Since the recession, Benegal said, firms have been less reliant on funding their operations with bank debt, instead doing so by dipping into their cash flow. As a result, he said, "it's incumbent on firms to be out there super early to collect fees" in order to meet revenue targets.
Baradaran said Greenberg Glusker makes a "concerted effort" to watch its collection cycle, which has actually been shortening over the past five years.
Greenberg Glusker's experience may run counter to an industry trend, though. Rusanow said Citi has documented a lengthening collection cycle of late, adding another headwind to midsize firms' quest to maintain growth.
"The longer it takes for firms to collect, the harder it becomes to collect," she said.
The client-driven slowdown in bill payment presents an opportunity for firms to reassess their collections process and find ways to speed clients toward more prompt (and full) payment, she said.

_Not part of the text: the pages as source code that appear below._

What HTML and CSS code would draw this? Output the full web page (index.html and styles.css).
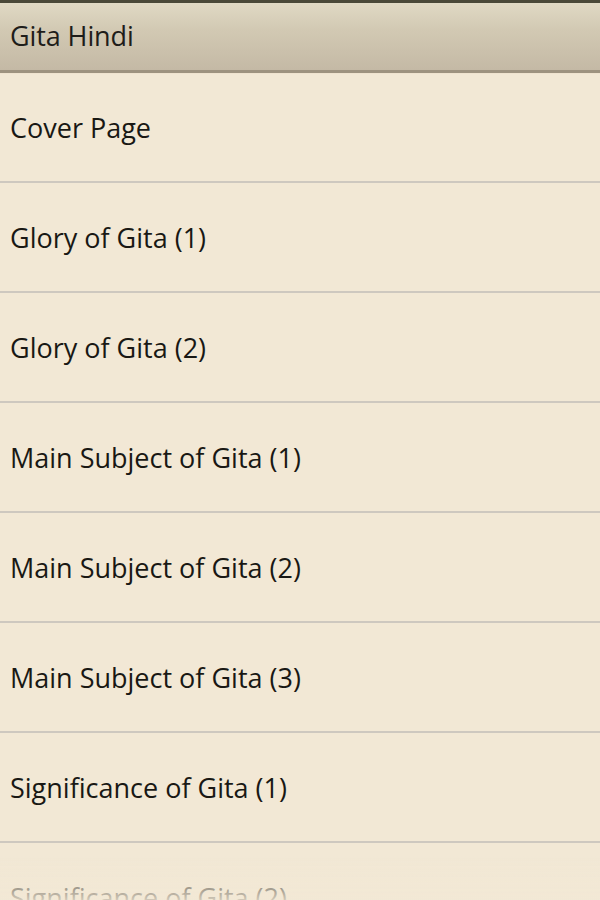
FILE: index.html
```html
<!DOCTYPE html>
<html lang="en">
<head>
  <meta charset="UTF-8">
  <meta name="viewport" content="width=device-width, initial-scale=1.0">
  <title>Gita Hindi</title>
  <link rel="stylesheet" href="styles.css">
</head>
<body>

  <div class="status-strip"></div>
  <div class="title-bar">Gita Hindi</div>

  <ul class="chapter-list">
    <li>Cover Page</li>
    <li>Glory of Gita (1)</li>
    <li>Glory of Gita (2)</li>
    <li>Main Subject of Gita (1)</li>
    <li>Main Subject of Gita (2)</li>
    <li>Main Subject of Gita (3)</li>
    <li>Significance of Gita (1)</li>
    <li>Significance of Gita (2)</li>
  </ul>

  <div class="fade"></div>

</body>
</html>
```

FILE: styles.css
```css
* {
  margin: 0;
  padding: 0;
  box-sizing: border-box;
}
html, body {
  height: 100%;
  overflow: hidden;
}
body {
  font-family: "Open Sans", "DejaVu Sans", sans-serif;
  background-color: #f2e8d5;
  color: #1c1b18;
}
.status-strip {
  height: 3px;
  background-color: #4a4838;
}
.title-bar {
  height: 70px;
  padding: 0 10px;
  display: flex;
  align-items: center;
  padding-bottom: 3px;
  font-size: 27px;
  letter-spacing: -0.1px;
  color: #1e1d1a;
  background: linear-gradient(#e0d9c4, #d2c9b3 40%, #c4b9a5);
  border-bottom: 3px solid #9d927f;
  box-shadow: 0 1px 0 #efe3cf;
}
.chapter-list {
  list-style: none;
}
.chapter-list li {
  height: 110px;
  padding: 0 10px;
  display: flex;
  align-items: center;
  font-size: 27px;
  letter-spacing: 0;
  color: #191814;
  border-bottom: 2px solid #cec8bf;
}
.chapter-list li:first-child {
  height: 109px;
  margin-top: 1px;
}
.fade {
  position: fixed;
  left: 0;
  right: 0;
  bottom: 0;
  height: 45px;
  background: linear-gradient(rgba(242, 232, 213, 0), rgba(242, 232, 213, 0.85));
}
```
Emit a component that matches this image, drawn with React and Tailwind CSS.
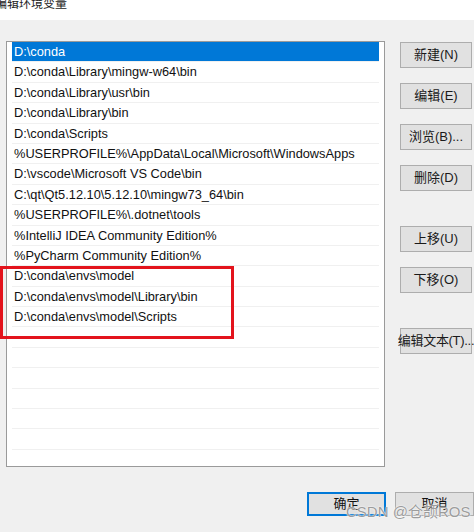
import React from "react";

const paths = [
  "D:\\conda",
  "D:\\conda\\Library\\mingw-w64\\bin",
  "D:\\conda\\Library\\usr\\bin",
  "D:\\conda\\Library\\bin",
  "D:\\conda\\Scripts",
  "%USERPROFILE%\\AppData\\Local\\Microsoft\\WindowsApps",
  "D:\\vscode\\Microsoft VS Code\\bin",
  "C:\\qt\\Qt5.12.10\\5.12.10\\mingw73_64\\bin",
  "%USERPROFILE%\\.dotnet\\tools",
  "%IntelliJ IDEA Community Edition%",
  "%PyCharm Community Edition%",
  "D:\\conda\\envs\\model",
  "D:\\conda\\envs\\model\\Library\\bin",
  "D:\\conda\\envs\\model\\Scripts",
];

const font = { fontFamily: '"Liberation Sans", "Noto Sans CJK SC", sans-serif' };

const Btn = ({ children, className = "" }) => (
  <button
    className={
      "w-[72px] h-[26px] bg-[#e1e1e1] border border-[#adadad] text-[13px] text-[#1a1a1a] flex items-center justify-center whitespace-nowrap " +
      className
    }
  >
    {children}
  </button>
);

export default function App() {
  const rows = [...paths, ...Array(7).fill("")];
  return (
    <div className="w-[474px] h-[532px] bg-[#f0f0f0] overflow-hidden relative" style={font}>
      <div className="h-[20px] bg-white overflow-hidden">
        <div className="text-[12px] text-[#222] leading-[12px] -mt-[2px] -ml-[5px]">编辑环境变量</div>
      </div>

      <div className="flex pt-[21px]">
        <div className="ml-[6px] w-[379px] h-[426px] bg-white border border-[#9a9a9a] overflow-hidden px-[5px]">
          {rows.map((p, i) => (
            <div
              key={i}
              className={
                "h-[20.4px] flex items-center pl-[2px] text-[12.8px] border-b border-[#f0f0f0] whitespace-nowrap " +
                (i === 0 ? "bg-[#0078d7] text-white" : "text-[#111]")
              }
            >
              {p}
            </div>
          ))}
        </div>

        <div className="ml-[15px] flex flex-col pt-[1px]">
          <Btn>新建(N)</Btn>
          <Btn className="mt-[15px]">编辑(E)</Btn>
          <Btn className="mt-[15px]">浏览(B)...</Btn>
          <Btn className="mt-[15px]">删除(D)</Btn>
          <Btn className="mt-[35px]">上移(U)</Btn>
          <Btn className="mt-[15px]">下移(O)</Btn>
          <Btn className="mt-[35px] text-[12px] tracking-[-0.3px]">编辑文本(T)...</Btn>
        </div>
      </div>

      <div className="flex mt-[25px] ml-[307px] gap-[9px]">
        <button className="w-[83px] h-[24px] bg-[#e1e1e1] border-2 border-[#0078d7] text-[13px] text-[#111]">确定</button>
        <button className="w-[83px] h-[24px] bg-[#e1e1e1] border border-[#adadad] text-[13px] text-[#111]">取消</button>
      </div>

      {/* red highlight box */}
      <div className="absolute left-0 top-[266px] w-[234px] h-[73px] border-[3px] border-[#e3131c]" />

      {/* watermark */}
      <div
        className="absolute left-[346px] top-[504px] text-[15px] leading-[16px] text-[#9c9c9c]"
        style={{ textShadow: "0 0 2px #fff, 0 0 1px #fff" }}
      >
        CSDN @仓颉ROS
      </div>
    </div>
  );
}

As Wiggin and Dana prepares its 2020 budget, with the possibility of a recession looming, Hughes said the firm is actually planning to grow at a rate similar to or higher than what it's seen in recent years.
"What we're looking at is increased focus on some of our practices that are countercyclical, on the one hand, and some practices where there continues to be growth regardless of a recession," he said. "So, for example, we're doubling down on health care. We're focused very heavily on our life sciences practice."
Benegal said that although firms' ability to raise rates was "bruised" by the financial crisis, he's seeing revenue increases in the 4% to 5% range from some midsize firms.
As for the coming year, Benegal said he's talked with firms that are budgeting for 6% or 7% revenue growth in 2020, even with questions about the health of the economy.
"Firms do have in the back of their minds that a recession is lurking around the corner," he said, "but they're still trying to be aggressive on the budgeting side to set a stretch goal to aspire to."